Retype the opening lines of the data exactly, stopping after the line that contains "import React from 'react';". Skip every picture.

####

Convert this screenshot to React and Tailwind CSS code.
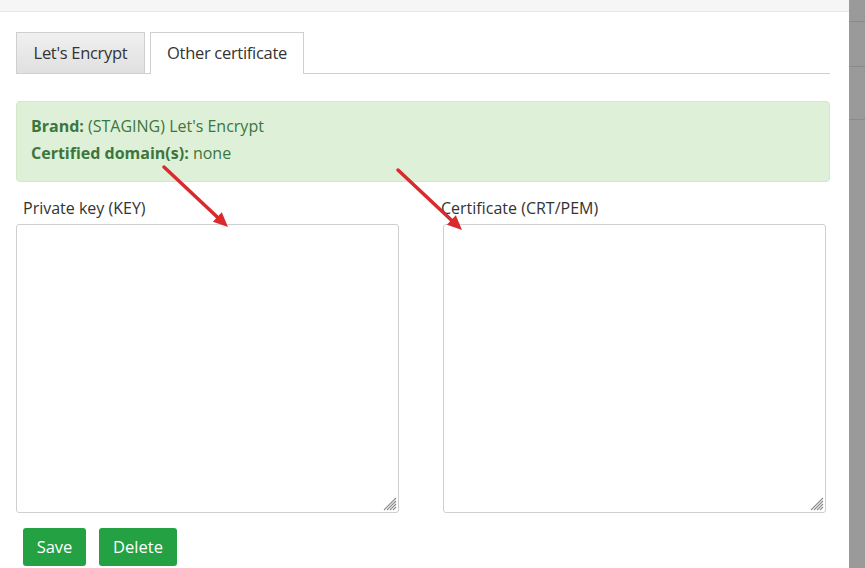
import React from 'react';

function Arrow({ x1, y1, x2, y2 }) {
  // red annotation arrow drawn over the page
  const angle = Math.atan2(y2 - y1, x2 - x1);
  const len = 16;
  const spread = 0.42;
  const ax = x2 - len * Math.cos(angle - spread);
  const ay = y2 - len * Math.sin(angle - spread);
  const bx = x2 - len * Math.cos(angle + spread);
  const by = y2 - len * Math.sin(angle + spread);
  const sx = x2 - 10 * Math.cos(angle);
  const sy = y2 - 10 * Math.sin(angle);
  return (
    <g>
      <line x1={x1} y1={y1} x2={sx} y2={sy} stroke="#d92a2e" strokeWidth="3.5" strokeLinecap="round" />
      <polygon points={`${x2},${y2} ${ax},${ay} ${bx},${by}`} fill="#d92a2e" />
    </g>
  );
}

function Grip() {
  return (
    <svg className="absolute right-[2px] bottom-[2px] pointer-events-none" width="14" height="14" viewBox="0 0 14 14">
      <g stroke="#8a8a8a" strokeWidth="1.1">
        <line x1="1" y1="13" x2="13" y2="1" />
        <line x1="4" y1="13" x2="13" y2="4" />
        <line x1="7" y1="13" x2="13" y2="7" />
        <line x1="10" y1="13" x2="13" y2="10" />
      </g>
    </svg>
  );
}

function Field({ label, labelClass }) {
  return (
    <div className="w-[383px] flex flex-col">
      <label className={`${labelClass} text-[16px] leading-[24px] text-[#333]`}>{label}</label>
      <div className="relative mt-[4px]">
        <textarea className="block h-[289px] w-[383px] border border-[#cfcfcf] rounded-[3px] bg-white resize-none" />
        <Grip />
      </div>
    </div>
  );
}

function App() {
  return (
    <div className="relative w-[865px] h-[568px] overflow-hidden bg-white flex text-[#333]" style={{ fontFamily: '"Open Sans", "Noto Sans", sans-serif' }}>
      <div className="w-[849px] flex flex-col">
        <div className="h-[12px] bg-[#f6f6f6] border-b border-[#e6e6e6]" />

        {/* tabs */}
        <div className="mt-[20px] ml-[16px] w-[814px] flex items-end border-b border-[#cfcfcf] h-[42px]">
          <button className="h-[41px] w-[129px] border border-[#cfcfcf] border-b-0 bg-gradient-to-b from-[#f0f0f0] to-[#e0e0e0] text-[16.5px] tracking-[-0.3px] text-[#333]">
            Let's Encrypt
          </button>
          <button className="ml-[5px] h-[42px] w-[154px] -mb-px border border-[#cfcfcf] border-b-0 bg-white text-[16.5px] tracking-[-0.3px] text-[#333]">
            Other certificate
          </button>
        </div>

        {/* alert */}
        <div className="mt-[27px] ml-[16px] w-[814px] h-[81px] rounded-[4px] bg-[#dff0d8] border border-[#d3e8c8] px-[14px] pt-[11px] text-[16px] leading-[27px] text-[#3c763d]">
          <div><b className="font-bold">Brand:</b> (STAGING) Let's Encrypt</div>
          <div><b className="font-bold">Certified domain(s):</b> none</div>
        </div>

        {/* key / cert */}
        <div className="ml-[16px] mt-[14px] flex gap-[44px]">
          <Field label="Private key (KEY)" labelClass="pl-[7px]" />
          <Field label="Certificate (CRT/PEM)" labelClass="-ml-[2px]" />
        </div>

        <div className="ml-[23px] mt-[15px] flex gap-[13px]">
          <button className="h-[38px] w-[63px] rounded-[3px] bg-[#23a143] text-white text-[16.5px]">Save</button>
          <button className="h-[38px] w-[78px] rounded-[3px] bg-[#23a143] text-white text-[16.5px]">Delete</button>
        </div>
      </div>

      {/* right gray strip */}
      <div className="w-[16px] bg-[#9a9a9a] flex flex-col">
        <div className="h-[22px] border-b border-[#8a8a8a]" />
        <div className="h-[45px] border-b border-[#8a8a8a]" />
        <div className="h-[53px] border-b border-[#8a8a8a]" />
      </div>

      <svg className="absolute inset-0 pointer-events-none" width="865" height="568">
        <Arrow x1={164} y1={167} x2={228} y2={227} />
        <Arrow x1={398} y1={170} x2={462} y2={230} />
      </svg>
    </div>
  );
}

export default App;
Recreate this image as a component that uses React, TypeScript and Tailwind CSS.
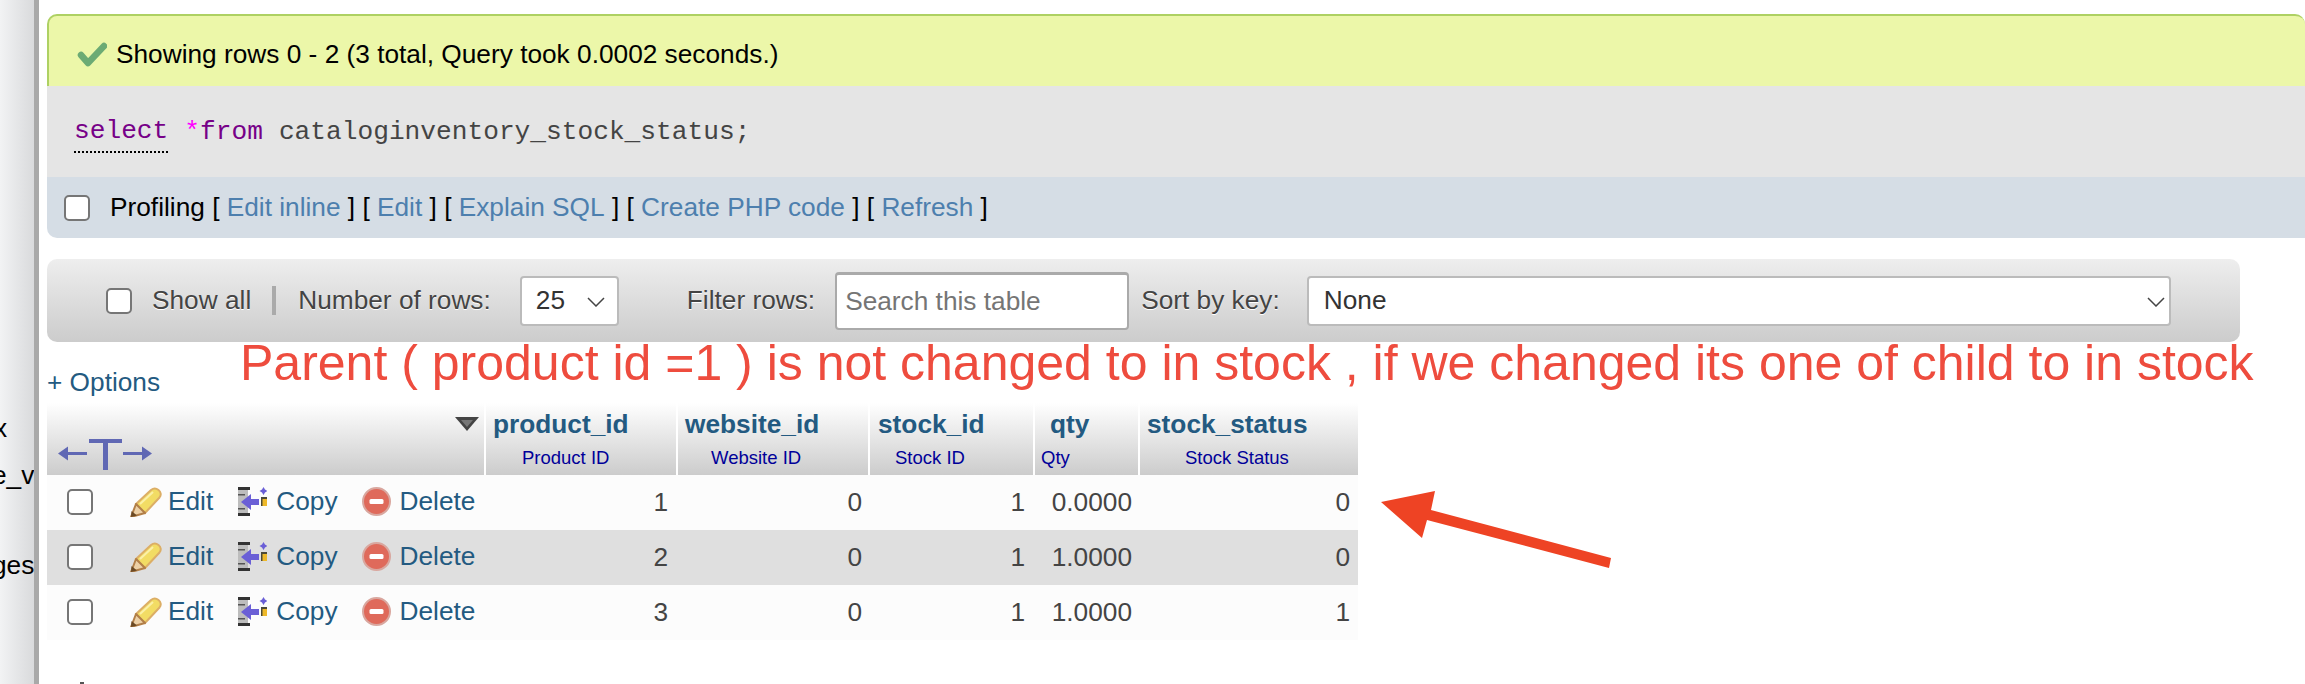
const FONT = "font-['Liberation_Sans',Arial,sans-serif]";

const COLUMNS = [
  { name: 'product_id', label: 'Product ID', width: 192, nameClass: 'pl-[7px]', labelClass: 'pl-[36px]' },
  { name: 'website_id', label: 'Website ID', width: 192, nameClass: 'pl-[7px]', labelClass: 'pl-[33px]' },
  { name: 'stock_id', label: 'Stock ID', width: 165, nameClass: 'pl-[8px]', labelClass: 'pl-[25px]' },
  { name: 'qty', label: 'Qty', width: 105, nameClass: 'pl-[15px]', labelClass: 'pl-[6px]' },
  { name: 'stock_status', label: 'Stock Status', width: 219, nameClass: 'pl-[7px]', labelClass: 'pl-[45px]' },
];

const ROWS = [
  { id: '1', site: '0', stock: '1', qty: '0.0000', status: '0' },
  { id: '2', site: '0', stock: '1', qty: '1.0000', status: '0' },
  { id: '3', site: '0', stock: '1', qty: '1.0000', status: '1' },
];

function Check({ className = '' }: { className?: string }) {
  return (
    <input
      type="checkbox"
      className={`h-[26px] w-[26px] shrink-0 appearance-none rounded-[5px] border-2 border-[#767676] bg-white ${className}`}
    />
  );
}

function Chevron({ className = '' }: { className?: string }) {
  return (
    <svg viewBox="0 0 18 10" className={`pointer-events-none absolute h-[10px] w-[18px] ${className}`}>
      <path d="M1 1l8 8 8-8" fill="none" stroke="#444" strokeWidth="1.5" />
    </svg>
  );
}

function PencilIcon() {
  return (
    <svg viewBox="0 0 32 30" className="h-[30px] w-[32px] shrink-0 blur-[0.4px]">
      <path d="M6 17L21 3c2.500-2 5-2 7.500 0s3 5 1 7.500L15 26z" fill="#f2dc64" stroke="#dcae66" strokeWidth="2" />
      <path d="M10 17L23 5" stroke="#fbf0a8" strokeWidth="2" />
      <path d="M6 17l9 9-14 4z" fill="#ecd0a6" stroke="#b27f48" strokeWidth="2" strokeLinejoin="round" />
      <path d="M1.500 24l-.5 6 6-1.500z" fill="#6b4a25" />
    </svg>
  );
}

function CopyIcon() {
  return (
    <svg viewBox="0 0 30 31" className="h-[31px] w-[30px] shrink-0 blur-[0.4px]">
      <path d="M1 1h10v29H1z" fill="#bdbdbd" />
      <path d="M1 1h12v3H1zM1 27h12v3H1z" fill="#333" />
      <path d="M1 8h7v1.500H1zM1 22h7v1.500H1z" fill="#555" />
      <path d="M4 16l10-8v5h8v6h-8v5z" fill="#6a5fd6" />
      <path d="M24 12h6v8h-6z" fill="#eeb92a" />
      <path d="M24 11h6v2h-6zM24 12h1.500v8H24z" fill="#4d4a38" />
      <path d="M26.500 1l1.500 2.500L30.500 5 28 6.500 26.500 9 25 6.500 22.500 5 25 3.500z" fill="#6a5fd6" />
    </svg>
  );
}

function DeleteIcon() {
  return (
    <svg viewBox="0 0 29 29" className="h-[29px] w-[29px] shrink-0 blur-[0.4px]">
      <circle cx="14.500" cy="14.500" r="13.500" fill="#df6a5b" stroke="#d9a79f" strokeWidth="2" />
      <rect x="7.500" y="12" width="14" height="5" rx="1.500" fill="#fff" />
    </svg>
  );
}

function ResizeIcon() {
  return (
    <svg viewBox="0 0 94 32" className="h-[32px] w-[94px] blur-[0.4px]">
      <g fill="#6068b4">
        <path d="M31 1h33v4H50v27h-5V5H31z" />
        <path d="M0 15.500l10-7v5.500h19v3H10v5.500z" />
        <path d="M94 15.500l-10-7v5.500H65v3h19v5.500z" />
      </g>
    </svg>
  );
}

function ActionLink({ icon, text, className }: { icon: React.ReactNode; text: string; className: string }) {
  return (
    <span className={`flex items-center ${className}`}>
      {icon}
      <a className="text-[#235a81]">{text}</a>
    </span>
  );
}

export default function App() {
  return (
    <div className={`relative flex h-[684px] w-[2305px] overflow-hidden bg-white text-[26.25px] ${FONT}`}>
      {/* left navigation, cut off by the crop */}
      <aside className="h-full w-[39px] shrink-0 overflow-hidden border-r-[5px] border-[#a9a9a9] bg-gradient-to-r from-[#f2f3f4] to-[#d9dadc] pt-[414px] leading-[28px] text-black">
        <div className="-ml-[6px]">x</div>
        <div className="mt-[19px] -ml-[8px] whitespace-nowrap">e_v</div>
        <div className="mt-[62px] -ml-[8px] whitespace-nowrap">ges</div>
      </aside>

      <main className="min-w-0 flex-1 pt-[14px] pl-[8px]">
        <div className="flex h-[72px] items-center rounded-t-[10px] border-t-2 border-l-2 border-[#aed163] bg-[#ecf7a9] pt-[8px] pl-[28px] text-black">
          <svg viewBox="0 0 30 26" className="mr-[9px] -mt-[2px] h-[26px] w-[30px] shrink-0 blur-[0.5px]">
            <path d="M4 14l7 8L27 5" fill="none" stroke="#6cab74" strokeWidth="6.500" strokeLinecap="round" strokeLinejoin="round" />
          </svg>
          <span>Showing rows 0 - 2 (3 total, Query took 0.0002 seconds.)</span>
        </div>

        <div className="flex h-[91px] items-center bg-[#e5e5e5] pt-[2px] pl-[27px] font-['Liberation_Mono',monospace] text-[26.2px] text-[#444]">
          <span className="border-b-2 border-dotted border-black text-[#770088]">select</span>
          <span className="ml-[16px] text-[#f0f]">*</span>
          <span className="text-[#770088]">from</span>
          <span className="ml-[16px]">cataloginventory_stock_status;</span>
        </div>

        <div className="flex h-[61px] items-center rounded-bl-[10px] bg-[#d5dde5] pl-[17px] text-black">
          <Check className="mr-[20px]" />
          <span>Profiling [&nbsp;</span>
          <a className="text-[#4d7fae]">Edit inline</a>
          <span>&nbsp;] [&nbsp;</span>
          <a className="text-[#4d7fae]">Edit</a>
          <span>&nbsp;] [&nbsp;</span>
          <a className="text-[#4d7fae]">Explain SQL</a>
          <span>&nbsp;] [&nbsp;</span>
          <a className="text-[#4d7fae]">Create PHP code</a>
          <span>&nbsp;] [&nbsp;</span>
          <a className="text-[#4d7fae]">Refresh</a>
          <span>&nbsp;]</span>
        </div>

        <div className="mt-[21px] flex h-[83px] w-[2193px] items-center rounded-[10px] bg-gradient-to-b from-[#eeeeee] to-[#cccccc] pl-[59px] text-[#444] [text-shadow:0_1px_0_#fff]">
          <Check className="mr-[20px]" />
          <span>Show all</span>
          <span className="mr-[22px] ml-[21px] h-[29px] w-[4px] bg-[#aaa]" />
          <span>Number of rows:</span>
          <div className="relative mr-[68px] ml-[29px]">
            <select className="h-[50px] w-[99px] appearance-none rounded-[4px] border-2 border-[#bbb] bg-white pl-[14px] text-[#333]">
              <option>25</option>
            </select>
            <Chevron className="top-[21px] right-[14px]" />
          </div>
          <span>Filter rows:</span>
          <input
            placeholder="Search this table"
            className="mr-[12px] ml-[20px] h-[58px] w-[294px] rounded-[4px] border-2 border-t-[3px] border-[#aaa] bg-white pl-[8px] [text-shadow:none] placeholder:text-[#757575]"
          />
          <span>Sort by key:</span>
          <div className="relative ml-[27px]">
            <select className="h-[50px] w-[864px] appearance-none rounded-[4px] border-2 border-[#bbb] bg-white pl-[15px] text-[#333]">
              <option>None</option>
            </select>
            <Chevron className="top-[21px] right-[6px]" />
          </div>
        </div>

        <div className="mt-[26px] h-[35px] leading-[28px] text-[#235a81]">+ Options</div>

        <table className="w-[1311px] table-fixed border-collapse">
          <colgroup>
            <col className="w-[438px]" />
            {COLUMNS.map((c) => (
              <col key={c.name} style={{ width: c.width }} />
            ))}
          </colgroup>
          <thead>
            <tr className="h-[72px]">
              <th className="relative bg-gradient-to-b from-white to-[#cccccc] pl-[11px] text-left align-bottom">
                <svg viewBox="0 0 24 14" className="absolute top-[14px] right-[5px] h-[14px] w-[24px]">
                  <path d="M0 0h24L12 14z" fill="#444" />
                  <path d="M6 3h12l-6 7z" fill="#777" />
                </svg>
                <div className="pb-[5px]">
                  <ResizeIcon />
                </div>
              </th>
              {COLUMNS.map((c) => (
                <th
                  key={c.name}
                  className="border-l-2 border-white bg-gradient-to-b from-white to-[#cccccc] p-0 text-left align-top"
                >
                  <div className={`mt-[6px] font-bold leading-[30px] text-[#235a81] ${c.nameClass}`}>{c.name}</div>
                  <div className={`mt-[8px] text-[18.5px] leading-[22px] font-normal text-[#000099] ${c.labelClass}`}>
                    {c.label}
                  </div>
                </th>
              ))}
            </tr>
          </thead>
          <tbody className="text-[#444]">
            {ROWS.map((r, i) => (
              <tr key={r.id} className={`h-[55px] ${i === 1 ? 'bg-[#dfdfdf]' : 'bg-[#fcfcfc]'}`}>
                <td className="p-0">
                  <div className="-mt-[2px] flex items-center pl-[20px]">
                    <Check className="mr-[37px]" />
                    <ActionLink icon={<PencilIcon />} text="Edit" className="gap-[6px]" />
                    <ActionLink icon={<CopyIcon />} text="Copy" className="ml-[24px] gap-[9px]" />
                    <ActionLink icon={<DeleteIcon />} text="Delete" className="ml-[24px] gap-[9px]" />
                  </div>
                </td>
                <td className="pr-[9px] text-right">{r.id}</td>
                <td className="pr-[7px] text-right">{r.site}</td>
                <td className="pr-[9px] text-right">{r.stock}</td>
                <td className="pr-[7px] text-right">{r.qty}</td>
                <td className="pr-[8px] text-right">{r.status}</td>
              </tr>
            ))}
          </tbody>
        </table>
      </main>

      {/* annotation drawn over the screenshot */}
      <div className="absolute top-[333px] left-[240px] text-[50px] leading-[60px] whitespace-nowrap text-[#ee4c3e]">
        Parent ( product id =1 ) is not changed to in stock , if we changed its one of child to in stock
      </div>
      <svg viewBox="0 0 240 80" className="absolute top-[490px] left-[1380px] h-[80px] w-[240px]">
        <path d="M1 12L55 1 51 20 231 68 229 78 47 30 42 48z" fill="#ee4324" />
      </svg>

      {/* tip of the next block, just visible at the bottom edge */}
      <div className="absolute top-[682px] left-[80px] h-[2px] w-[4px] bg-[#555]" />
    </div>
  );
}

####

## ANSWER BELOW
Convert this screenshot to React and Tailwind CSS code.
import React from 'react';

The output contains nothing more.